Stated exercise:
Without the pictures, can you quote each line below exactly?
** Start **
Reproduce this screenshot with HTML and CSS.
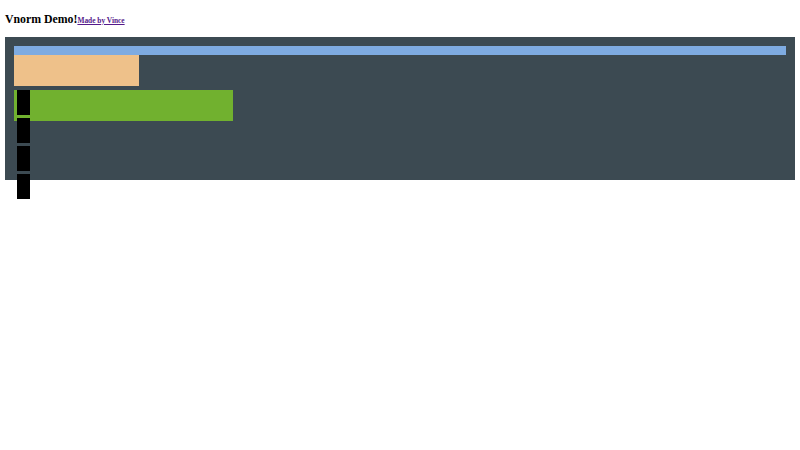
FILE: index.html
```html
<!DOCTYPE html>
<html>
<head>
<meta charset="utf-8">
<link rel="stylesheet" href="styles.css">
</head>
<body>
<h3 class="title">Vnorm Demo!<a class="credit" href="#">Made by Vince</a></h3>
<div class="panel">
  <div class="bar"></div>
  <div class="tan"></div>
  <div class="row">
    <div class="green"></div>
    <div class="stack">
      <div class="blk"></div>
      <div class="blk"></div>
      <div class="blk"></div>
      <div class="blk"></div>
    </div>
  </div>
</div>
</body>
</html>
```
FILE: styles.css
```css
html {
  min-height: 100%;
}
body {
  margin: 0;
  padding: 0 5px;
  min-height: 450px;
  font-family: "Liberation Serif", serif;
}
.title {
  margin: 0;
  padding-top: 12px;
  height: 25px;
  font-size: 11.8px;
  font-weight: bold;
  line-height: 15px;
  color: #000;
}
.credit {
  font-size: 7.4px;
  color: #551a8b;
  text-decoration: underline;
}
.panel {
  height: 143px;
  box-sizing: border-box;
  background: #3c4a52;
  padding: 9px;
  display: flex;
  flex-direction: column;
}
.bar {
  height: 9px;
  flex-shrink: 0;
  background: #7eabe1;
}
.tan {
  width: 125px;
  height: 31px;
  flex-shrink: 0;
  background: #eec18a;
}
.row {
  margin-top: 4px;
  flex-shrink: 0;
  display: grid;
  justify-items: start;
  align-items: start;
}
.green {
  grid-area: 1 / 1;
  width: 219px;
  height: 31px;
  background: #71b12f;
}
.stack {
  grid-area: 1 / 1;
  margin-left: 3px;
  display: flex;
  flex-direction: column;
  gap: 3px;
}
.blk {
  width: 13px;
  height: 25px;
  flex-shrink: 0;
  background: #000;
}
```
** End **
Solution:
Reproduce this screenshot with HTML and CSS.
FILE: index.html
```html
<!DOCTYPE html>
<html>
<head>
<meta charset="utf-8">
<link rel="stylesheet" href="styles.css">
</head>
<body>
<h3 class="title">Vnorm Demo!<a class="credit" href="#">Made by Vince</a></h3>
<div class="panel">
  <div class="bar"></div>
  <div class="tan"></div>
  <div class="row">
    <div class="green"></div>
    <div class="stack">
      <div class="blk"></div>
      <div class="blk"></div>
      <div class="blk"></div>
      <div class="blk"></div>
    </div>
  </div>
</div>
</body>
</html>
```
FILE: styles.css
```css
html {
  min-height: 100%;
}
body {
  margin: 0;
  padding: 0 5px;
  min-height: 450px;
  font-family: "Liberation Serif", serif;
}
.title {
  margin: 0;
  padding-top: 12px;
  height: 25px;
  font-size: 11.8px;
  font-weight: bold;
  line-height: 15px;
  color: #000;
}
.credit {
  font-size: 7.4px;
  color: #551a8b;
  text-decoration: underline;
}
.panel {
  height: 143px;
  box-sizing: border-box;
  background: #3c4a52;
  padding: 9px;
  display: flex;
  flex-direction: column;
}
.bar {
  height: 9px;
  flex-shrink: 0;
  background: #7eabe1;
}
.tan {
  width: 125px;
  height: 31px;
  flex-shrink: 0;
  background: #eec18a;
}
.row {
  margin-top: 4px;
  flex-shrink: 0;
  display: grid;
  justify-items: start;
  align-items: start;
}
.green {
  grid-area: 1 / 1;
  width: 219px;
  height: 31px;
  background: #71b12f;
}
.stack {
  grid-area: 1 / 1;
  margin-left: 3px;
  display: flex;
  flex-direction: column;
  gap: 3px;
}
.blk {
  width: 13px;
  height: 25px;
  flex-shrink: 0;
  background: #000;
}
```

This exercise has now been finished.